Some other exemptions are allowed by law. Contact your county assessor for more information.

Taxable personal property

All personal property in Idaho, unless exempt, is subject to assessment and taxation. You must report all of your taxable personal property to your county assessor using a personal property declaration form available from the assessor. If the value of all of your personal property is $250,000 or less, you previously qualified for the $250,000 exemption, and you haven’t acquired taxable personal property that would result in a total value greater than $250,000, you may not need to file annual reports. Check with your assessor.

Valuation of personal property

The assessor uses the information provided on your declaration to determine the current retail market value.
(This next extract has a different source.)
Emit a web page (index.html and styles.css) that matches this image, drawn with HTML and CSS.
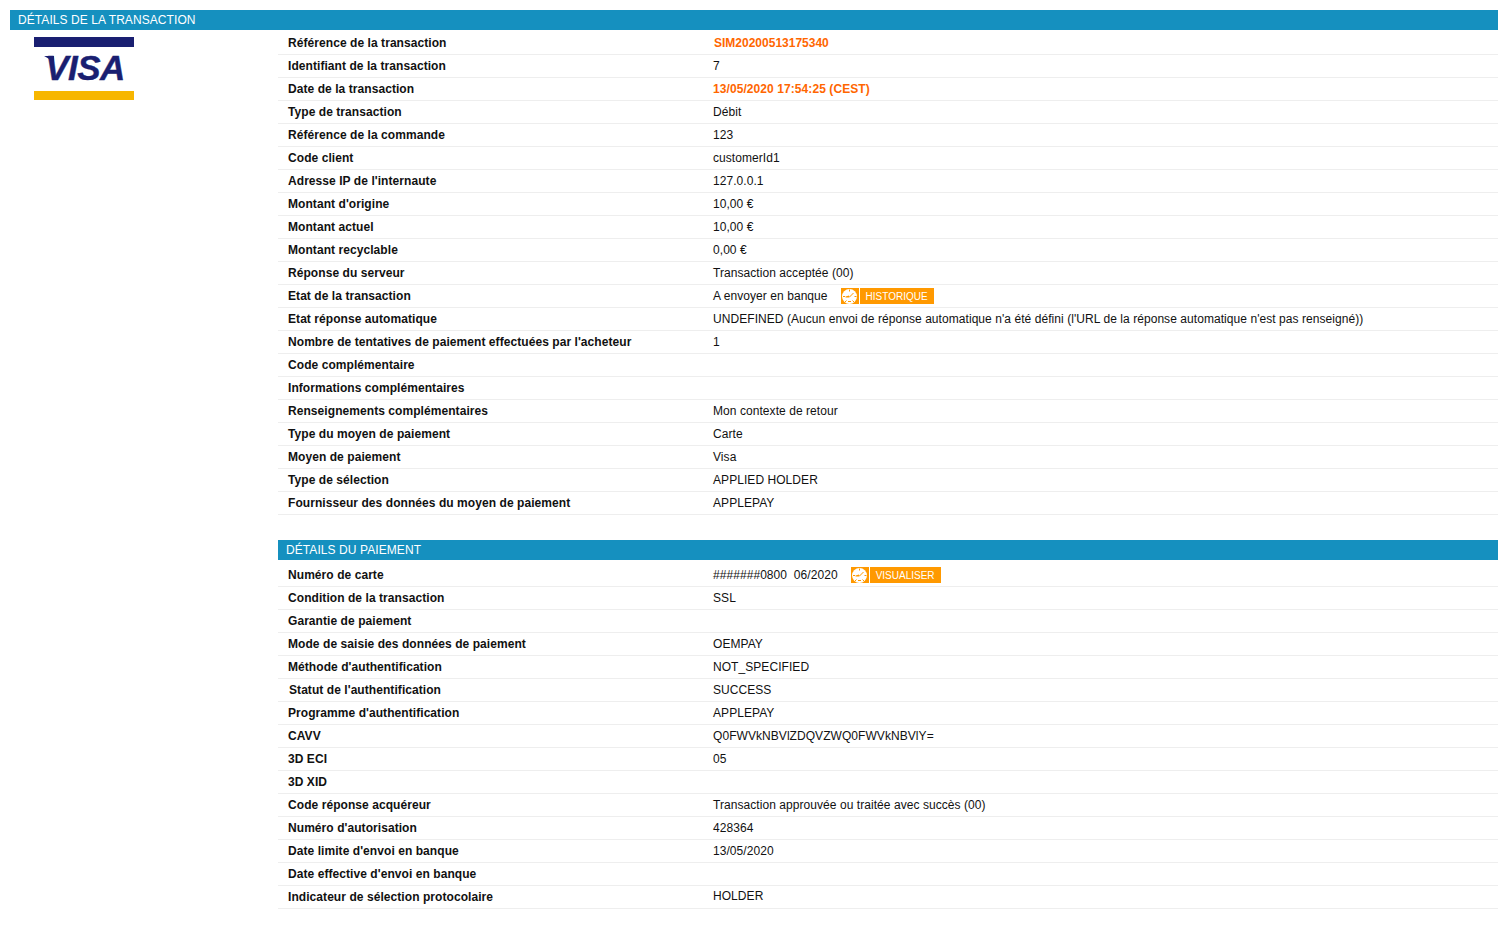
FILE: index.html
```html
<!DOCTYPE html>
<html lang="fr">
<head>
<meta charset="utf-8">
<title>Détails de la transaction</title>
<link rel="stylesheet" href="styles.css">
</head>
<body>
<h2 class="bar">DÉTAILS DE LA TRANSACTION</h2>
<div class="layout">
  <div class="brand">
    <div class="visa">
      <div class="visa-top"></div>
      <div class="visa-mid"><span class="visa-word">VISA</span></div>
      <div class="visa-bottom"></div>
    </div>
  </div>
  <div class="rows">
    <div class="row"><div class="k">Référence de la transaction</div><div class="v hot hot-ref">SIM20200513175340</div></div>
    <div class="row"><div class="k">Identifiant de la transaction</div><div class="v">7</div></div>
    <div class="row"><div class="k">Date de la transaction</div><div class="v hot">13/05/2020 17:54:25 (CEST)</div></div>
    <div class="row"><div class="k">Type de transaction</div><div class="v">Débit</div></div>
    <div class="row"><div class="k">Référence de la commande</div><div class="v">123</div></div>
    <div class="row"><div class="k">Code client</div><div class="v">customerId1</div></div>
    <div class="row"><div class="k">Adresse IP de l'internaute</div><div class="v">127.0.0.1</div></div>
    <div class="row"><div class="k">Montant d'origine</div><div class="v">10,00 €</div></div>
    <div class="row"><div class="k">Montant actuel</div><div class="v">10,00 €</div></div>
    <div class="row"><div class="k">Montant recyclable</div><div class="v">0,00 €</div></div>
    <div class="row"><div class="k">Réponse du serveur</div><div class="v">Transaction acceptée (00)</div></div>
    <div class="row"><div class="k">Etat de la transaction</div><div class="v action">A envoyer en banque
      <a class="btn btn-hist"><svg class="gauge" viewBox="0 0 18 16"><rect width="18" height="16" fill="#ff9900"/><circle cx="8.5" cy="8.5" r="7.5" fill="#fff"/><path d="M8.5 1.5v2M2 8.5h2M13.5 8.5h2M8.5 9 12.5 5M4 14l1.5-1.5M13 14l-1.5-1.5M7 13.5h3" stroke="#ff9900" stroke-width="1" fill="none"/><path d="M8.5 9.5H4.5V8.5L8 7.5z" fill="#ff9900"/></svg><span class="btn-label">HISTORIQUE</span></a></div></div>
    <div class="row"><div class="k">Etat réponse automatique</div><div class="v">UNDEFINED (Aucun envoi de réponse automatique n'a été défini (l'URL de la réponse automatique n'est pas renseigné))</div></div>
    <div class="row"><div class="k">Nombre de tentatives de paiement effectuées par l'acheteur</div><div class="v">1</div></div>
    <div class="row"><div class="k">Code complémentaire</div><div class="v"></div></div>
    <div class="row"><div class="k">Informations complémentaires</div><div class="v"></div></div>
    <div class="row"><div class="k">Renseignements complémentaires</div><div class="v">Mon contexte de retour</div></div>
    <div class="row"><div class="k">Type du moyen de paiement</div><div class="v">Carte</div></div>
    <div class="row"><div class="k">Moyen de paiement</div><div class="v">Visa</div></div>
    <div class="row"><div class="k">Type de sélection</div><div class="v">APPLIED HOLDER</div></div>
    <div class="row"><div class="k">Fournisseur des données du moyen de paiement</div><div class="v">APPLEPAY</div></div>

    <h2 class="bar bar-sub">DÉTAILS DU PAIEMENT</h2>
    <div class="row"><div class="k">Numéro de carte</div><div class="v action">#######0800&nbsp;&nbsp;06/2020
      <a class="btn btn-view"><svg class="gauge" viewBox="0 0 18 16"><rect width="18" height="16" fill="#ff9900"/><circle cx="8.5" cy="8.5" r="7.5" fill="#fff"/><path d="M8.5 1.5v2M2 8.5h2M13.5 8.5h2M8.5 9 12.5 5M4 14l1.5-1.5M13 14l-1.5-1.5M7 13.5h3" stroke="#ff9900" stroke-width="1" fill="none"/><path d="M8.5 9.5H4.5V8.5L8 7.5z" fill="#ff9900"/></svg><span class="btn-label">VISUALISER</span></a></div></div>
    <div class="row"><div class="k">Condition de la transaction</div><div class="v">SSL</div></div>
    <div class="row"><div class="k">Garantie de paiement</div><div class="v"></div></div>
    <div class="row"><div class="k">Mode de saisie des données de paiement</div><div class="v">OEMPAY</div></div>
    <div class="row"><div class="k">Méthode d'authentification</div><div class="v">NOT_SPECIFIED</div></div>
    <div class="row"><div class="k k-inset">Statut de l'authentification</div><div class="v">SUCCESS</div></div>
    <div class="row"><div class="k">Programme d'authentification</div><div class="v">APPLEPAY</div></div>
    <div class="row"><div class="k">CAVV</div><div class="v">Q0FWVkNBVlZDQVZWQ0FWVkNBVlY=</div></div>
    <div class="row"><div class="k">3D ECI</div><div class="v">05</div></div>
    <div class="row"><div class="k">3D XID</div><div class="v"></div></div>
    <div class="row"><div class="k">Code réponse acquéreur</div><div class="v">Transaction approuvée ou traitée avec succès (00)</div></div>
    <div class="row"><div class="k">Numéro d'autorisation</div><div class="v">428364</div></div>
    <div class="row"><div class="k">Date limite d'envoi en banque</div><div class="v">13/05/2020</div></div>
    <div class="row"><div class="k">Date effective d'envoi en banque</div><div class="v"></div></div>
    <div class="row"><div class="k">Indicateur de sélection protocolaire</div><div class="v v-raised">HOLDER</div></div>
  </div>
</div>
</body>
</html>
```
FILE: styles.css
```css
html, body { margin: 0; padding: 0; background: #fff; }
body {
  padding: 10px 7px 0 10px;
  font-family: "Liberation Sans", Arial, sans-serif;
  font-size: 12px;
  color: #111;
}
.bar {
  margin: 0;
  height: 20px;
  line-height: 20px;
  padding-left: 8px;
  background: #1590bf;
  color: #fff;
  font-size: 12px;
  font-weight: normal;
  letter-spacing: 0.08px;
}
.bar-sub { margin: 25px 0 4px; }
.layout { display: flex; padding-top: 2px; }
.brand { width: 268px; flex: none; padding: 5px 0 0 24px; box-sizing: border-box; }
.visa { width: 100px; }
.visa-top { height: 10px; background: #1a1f71; }
.visa-mid { height: 44px; display: flex; align-items: flex-start; justify-content: center; }
.visa-word {
  position: relative;
  left: 1px;
  font-size: 35px;
  font-weight: bold;
  font-style: italic;
  color: #1a1f71;
  line-height: 42px;
  letter-spacing: -0.5px;
  -webkit-text-stroke: 0.4px #1a1f71;
}
.visa-word::before {
  content: "";
  position: absolute;
  left: -1px;
  top: 9px;
  width: 10px;
  height: 6px;
  background: #1a1f71;
  clip-path: polygon(0 0, 100% 0, 100% 100%);
}
.visa-bottom { height: 9px; background: #f7b600; }
.rows { flex: 1; min-width: 0; }
.row {
  display: grid;
  grid-template-columns: 425px 1fr;
  height: 23px;
  box-sizing: border-box;
  border-bottom: 1px solid #eee;
  line-height: 22px;
}
.k { padding-left: 10px; font-weight: bold; letter-spacing: 0.065px; white-space: nowrap; }
.k-inset { padding-left: 11px; }
.v { padding-left: 10px; letter-spacing: 0.06px; white-space: nowrap; }
.v-raised { line-height: 20px; }
.hot { color: #ff6600; font-weight: bold; letter-spacing: 0.08px; }
.hot-ref { padding-left: 11px; letter-spacing: 0; }
.action { display: flex; align-items: center; }
.btn { display: flex; height: 16px; gap: 1px; margin-left: 13px; }
.gauge { width: 18px; height: 16px; display: block; }
.btn-label {
  background: #ff9900;
  color: #fff;
  font-size: 10px;
  line-height: 17px;
  letter-spacing: 0;
  padding: 0 6px 0 6px;
}
```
This value includes shipping, installation, and other costs incurred to have the property functioning. Several tools or methods are used to arrive at this value, including depreciation tables, sales information, cost guides, and other sources.

Market value defined

Market value is the amount of United States dollars or equivalent for which, in all probability, a property would exchange hands between a willing seller under no compulsion to sell and an informed, capable buyer, with a reasonable time allowed to complete the sale.

Assessed value of your personal property

The value of personal property is stated on the assessment notice. The county assessor usually mails this notice to you by the first Monday in June.
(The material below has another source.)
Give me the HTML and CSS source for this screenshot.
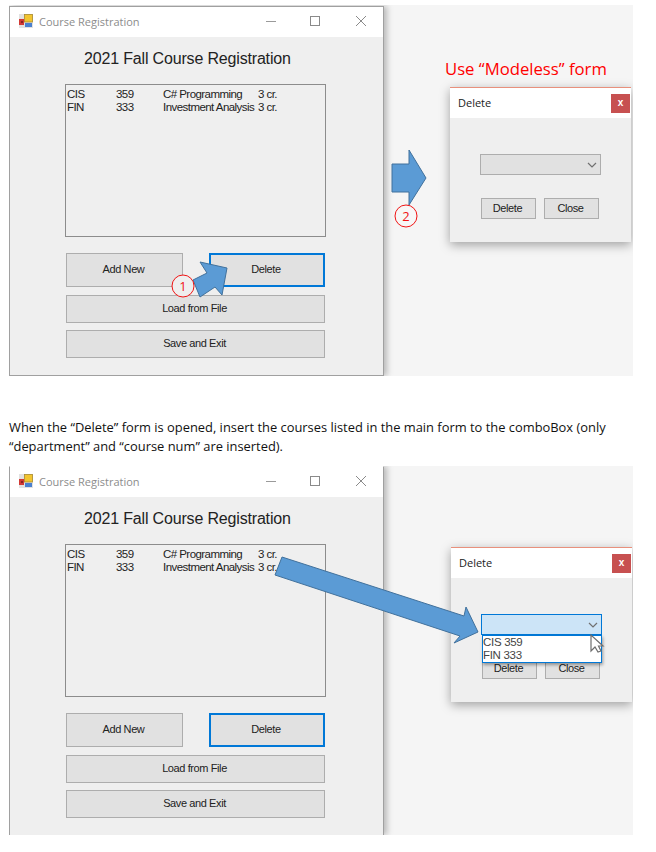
FILE: index.html
```html
<!DOCTYPE html>
<html lang="en">
<head>
    <meta charset="UTF-8">
    <title>Course Registration</title>
    <link rel="stylesheet" href="styles.css">
</head>
<body>
<div class="page">
    <section class="shot shot-top">
        <div class="window">
            <div class="titlebar">
                <svg class="app-icon" width="14" height="14" viewBox="0 0 14 14">
                    <rect x="0" y="0" width="14" height="14" fill="#e2e2e2"/>
                    <rect x="0" y="5" width="5" height="6" fill="#d23a34"/>
                    <rect x="2" y="7" width="2" height="2" fill="#8a2420"/>
                    <rect x="5.5" y="0.5" width="8" height="7.5" fill="#f2c530" stroke="#a98a30" stroke-width="0.8"/>
                    <rect x="6" y="9" width="7" height="4" fill="#4a80cf"/>
                </svg>
                <span class="title-text">Course Registration</span>
                <span class="win-controls">
                    <svg width="100" height="12" viewBox="0 0 100 12">
                        <path d="M0 6.5H10" stroke="#9a9a9a" fill="none"/>
                        <rect x="44.5" y="1.5" width="9" height="9" stroke="#8a8a8a" fill="none"/>
                        <path d="M90 1L100 11M100 1L90 11" stroke="#8a8a8a" fill="none"/>
                    </svg>
                </span>
            </div>
            <div class="form-body">
                <h1 class="form-title">2021 Fall Course Registration</h1>
                <div class="listbox">
                    <div class="list-row"><span>CIS</span><span>359</span><span>C# Programming</span><span>3 cr.</span></div>
                    <div class="list-row"><span>FIN</span><span>333</span><span>Investment Analysis</span><span>3 cr.</span></div>
                </div>
                <div class="btn-row">
                    <button class="btn btn-half">Add New</button>
                    <button class="btn btn-half btn-focus">Delete</button>
                </div>
                <button class="btn btn-wide">Load from File</button>
                <button class="btn btn-wide">Save and Exit</button>
            </div>
        </div>
        <div class="side">
            <div class="caption">Use “Modeless” form</div>
            <div class="dialog">
                <div class="dialog-title"><span class="dialog-name">Delete</span><span class="dialog-close">x</span></div>
                <div class="dialog-body">
                    <div class="combo">
                        <svg width="10" height="6" viewBox="0 0 10 6"><path d="M1 1L5 5L9 1" stroke="#707070" stroke-width="1.2" fill="none"/></svg>
                    </div>
                    <div class="dialog-btns">
                        <button class="btn btn-small">Delete</button>
                        <button class="btn btn-small">Close</button>
                    </div>
                </div>
            </div>
        </div>
        <svg class="overlay" width="624" height="371" viewBox="0 0 624 371">
            <path class="arrow" d="M191 257L218 263L213 290L206 282L191 292L184 275L198 268Z"/>
            <path class="arrow" d="M383 159H400V145L417 173L400 200V187H383Z"/>
            <circle class="badge" cx="174" cy="281" r="11"/>
            <text class="badge-num" x="174" y="286">1</text>
            <circle class="badge badge-light" cx="397" cy="211" r="11"/>
            <text class="badge-num" x="397" y="216">2</text>
        </svg>
    </section>

    <p class="note">When the “Delete” form is opened, insert the courses listed in the main form to the comboBox (only<br>“department” and “course num” are inserted).</p>

    <section class="shot shot-bottom">
        <div class="window window-open">
            <div class="titlebar">
                <svg class="app-icon" width="14" height="14" viewBox="0 0 14 14">
                    <rect x="0" y="0" width="14" height="14" fill="#e2e2e2"/>
                    <rect x="0" y="5" width="5" height="6" fill="#d23a34"/>
                    <rect x="2" y="7" width="2" height="2" fill="#8a2420"/>
                    <rect x="5.5" y="0.5" width="8" height="7.5" fill="#f2c530" stroke="#a98a30" stroke-width="0.8"/>
                    <rect x="6" y="9" width="7" height="4" fill="#4a80cf"/>
                </svg>
                <span class="title-text">Course Registration</span>
                <span class="win-controls">
                    <svg width="100" height="12" viewBox="0 0 100 12">
                        <path d="M0 6.5H10" stroke="#9a9a9a" fill="none"/>
                        <rect x="44.5" y="1.5" width="9" height="9" stroke="#8a8a8a" fill="none"/>
                        <path d="M90 1L100 11M100 1L90 11" stroke="#8a8a8a" fill="none"/>
                    </svg>
                </span>
            </div>
            <div class="form-body">
                <h1 class="form-title">2021 Fall Course Registration</h1>
                <div class="listbox">
                    <div class="list-row"><span>CIS</span><span>359</span><span>C# Programming</span><span>3 cr.</span></div>
                    <div class="list-row"><span>FIN</span><span>333</span><span>Investment Analysis</span><span>3 cr.</span></div>
                </div>
                <div class="btn-row">
                    <button class="btn btn-half">Add New</button>
                    <button class="btn btn-half btn-focus">Delete</button>
                </div>
                <button class="btn btn-wide">Load from File</button>
                <button class="btn btn-wide">Save and Exit</button>
            </div>
        </div>
        <div class="side side-low">
            <div class="dialog">
                <div class="dialog-title"><span class="dialog-name">Delete</span><span class="dialog-close">x</span></div>
                <div class="dialog-body">
                    <div class="combo combo-open">
                        <svg width="10" height="6" viewBox="0 0 10 6"><path d="M1 1L5 5L9 1" stroke="#707070" stroke-width="1.2" fill="none"/></svg>
                        <div class="combo-list">
                            <div>CIS 359</div>
                            <div>FIN 333</div>
                        </div>
                    </div>
                    <div class="dialog-btns">
                        <button class="btn btn-small">Delete</button>
                        <button class="btn btn-small">Close</button>
                    </div>
                </div>
            </div>
        </div>
        <svg class="overlay" width="624" height="369" viewBox="0 0 624 369">
            <path class="arrow" d="M273 91L266 109L451 170L445 177L469 166L457 141L455 150Z"/>
            <path class="cursor" d="M582 169V185L586 181L589 186L592 185L589.5 180L594 180Z"/>
        </svg>
    </section>
</div>
</body>
</html>
```

FILE: styles.css
```css
* {
    box-sizing: border-box;
}

body {
    margin: 0;
    background-color: #fff;
    font-family: "Liberation Sans", Arial, sans-serif;
}

.page {
    padding: 5px 0 0 9px;
    width: 656px;
}

.shot {
    position: relative;
    display: flex;
    align-items: flex-start;
    width: 624px;
    overflow: hidden;
    background-color: #f5f5f5;
}

.shot-top {
    height: 371px;
    padding-top: 1px;
}

.shot-bottom {
    height: 369px;
}

.overlay {
    position: absolute;
    left: 0;
    top: 0;
    z-index: 2;
}

.arrow {
    fill: #5b9bd5;
    stroke: #41719c;
    stroke-width: 1;
}

.badge {
    fill: #efefef;
    stroke: #f01414;
    stroke-width: 1;
}

.badge-light {
    fill: #f7f7f7;
}

.badge-num {
    fill: #f01414;
    font-family: "Open Sans", sans-serif;
    font-size: 13px;
    text-anchor: middle;
}

.cursor {
    fill: #fff;
    stroke: #6e6e6e;
    stroke-width: 1.2;
}

.note {
    margin: 42px 0 10px;
    color: #111;
    font-family: "Open Sans", sans-serif;
    font-size: 12.9px;
    line-height: 19px;
    white-space: nowrap;
}

/* main form */
.window {
    flex: none;
    width: 375px;
    height: 370px;
    background-color: #efefef;
    border: 1px solid #a0a0a0;
    box-shadow: 3px 0 6px rgba(0, 0, 0, 0.25);
}

.window-open {
    height: 369px;
    border-top-color: #fff;
    border-bottom: none;
}

.titlebar {
    display: flex;
    align-items: center;
    height: 30px;
    padding: 0 0 2px 9px;
    background-color: #fff;
}

.title-text {
    margin-left: 6px;
    color: #8c8c8c;
    font-family: "Open Sans", sans-serif;
    font-size: 11px;
}

.win-controls {
    display: flex;
    margin-left: auto;
    margin-right: 17px;
}

.form-body {
    padding: 0 58px 0 56px;
}

.form-title {
    margin: 10px 0 13px 18px;
    color: #222;
    font-size: 16px;
    font-weight: normal;
    line-height: 24px;
    letter-spacing: -0.17px;
    white-space: nowrap;
}

.listbox {
    width: 261px;
    height: 153px;
    margin-left: -1px;
    padding: 3px 2px 3px 1px;
    border: 1px solid #8c8c8c;
}

.list-row {
    display: grid;
    grid-template-columns: 49px 47px 95px auto;
    color: #222;
    font-size: 11.5px;
    line-height: 13px;
    letter-spacing: -0.55px;
    white-space: nowrap;
}

.btn {
    background-color: #e1e1e1;
    border: 1px solid #adadad;
    color: #222;
    font-family: "Liberation Sans", Arial, sans-serif;
    font-size: 11px;
    letter-spacing: -0.4px;
    padding: 0 2px 2px 0;
}

.btn-row {
    display: flex;
    justify-content: space-between;
    margin: 16px 0 8px;
}

.btn-half {
    width: 117px;
    height: 34px;
}

.btn-focus {
    width: 116px;
    border: 2px solid #0078d7;
}

.btn-wide {
    display: block;
    width: 259px;
    height: 28px;
    margin-bottom: 7px;
}

/* side: caption and the modeless form */
.side {
    padding: 53px 0 0 61px;
}

.side-low {
    padding: 81px 0 0 67px;
}

.caption {
    margin-bottom: 8px;
    color: #f00;
    font-family: "Open Sans", sans-serif;
    font-size: 16.7px;
    line-height: 20px;
    white-space: nowrap;
}

.dialog {
    width: 181px;
    height: 155px;
    margin-left: 5px;
    background-color: #efefef;
    border-top: 1px solid #e8907c;
    box-shadow: 0 3px 10px rgba(0, 0, 0, 0.35);
}

.side-low .dialog {
    margin-left: 0;
}

.dialog-title {
    display: flex;
    justify-content: space-between;
    align-items: center;
    height: 30px;
    padding: 0 1px 0 8px;
    background-color: #fff;
    color: #222;
    font-family: "Open Sans", sans-serif;
    font-size: 11px;
}

.dialog-name {
    padding-bottom: 2px;
}

.dialog-close {
    width: 19px;
    height: 19px;
    background-color: #c75050;
    color: #fff;
    font-family: "Liberation Sans", Arial, sans-serif;
    font-size: 10px;
    font-weight: bold;
    line-height: 18px;
    text-align: center;
}

.dialog-body {
    padding: 36px 0 0 30px;
}

.combo {
    position: relative;
    display: flex;
    justify-content: flex-end;
    align-items: center;
    width: 121px;
    height: 21px;
    padding-right: 3px;
    background-color: #e1e1e1;
    border: 1px solid #adadad;
}

.combo-open {
    background-color: #cce4f7;
    border-color: #0078d7;
}

.combo-list {
    position: absolute;
    left: 0;
    top: 20px;
    width: 120px;
    height: 28px;
    background-color: #fff;
    border: 1px solid #0078d7;
    box-shadow: 1px 2px 3px rgba(0, 0, 0, 0.35);
    color: #444;
    font-size: 11.5px;
    line-height: 13px;
    letter-spacing: -0.3px;
    z-index: 1;
}

.dialog-btns {
    display: flex;
    gap: 8px;
    margin: 23px 0 0 1px;
}

.btn-small {
    width: 55px;
    height: 21px;
}
```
If you start a new business after January 1, the assessment notice for your personal property is usually mailed by the fourth Monday of November. The assessment notice for transient personal property is also mailed in November. When you get your notice, look at it carefully to make sure all the information is accurate. (See Appealing my personal property assessment, below.)

Determining your personal property tax

Many kinds of taxing districts exist in Idaho. Some, like cities and counties, provide a wide range of services. Other districts levy taxes for specific purposes like highways, schools, or fire protection. Each taxing district is administered by officials who determine how much money the district needs to provide services.

After a district’s budget is set, the part of the budget funded by property taxes is divided by the total taxable value of all property within the taxing district to arrive at a tax rate. The tax rate is multiplied by the taxable value of your property, resulting in the amount of taxes you owe. Some district levies don’t apply to personal property.

Appealing your personal property assessment

Contact your county assessor if you disagree with the assessed value or you have questions about your assessment. You can review the information that the assessor has to ensure its accuracy.

If you can’t resolve your disagreement with the assessor, you may appeal to the county board of equalization, which consists of your elected county commissioners. Please contact your county clerk for information.

Be prepared to document your reasons for requesting a change in your property’s assessed value. You’ll need to show that the assessor’s value is not the current market value of the personal property.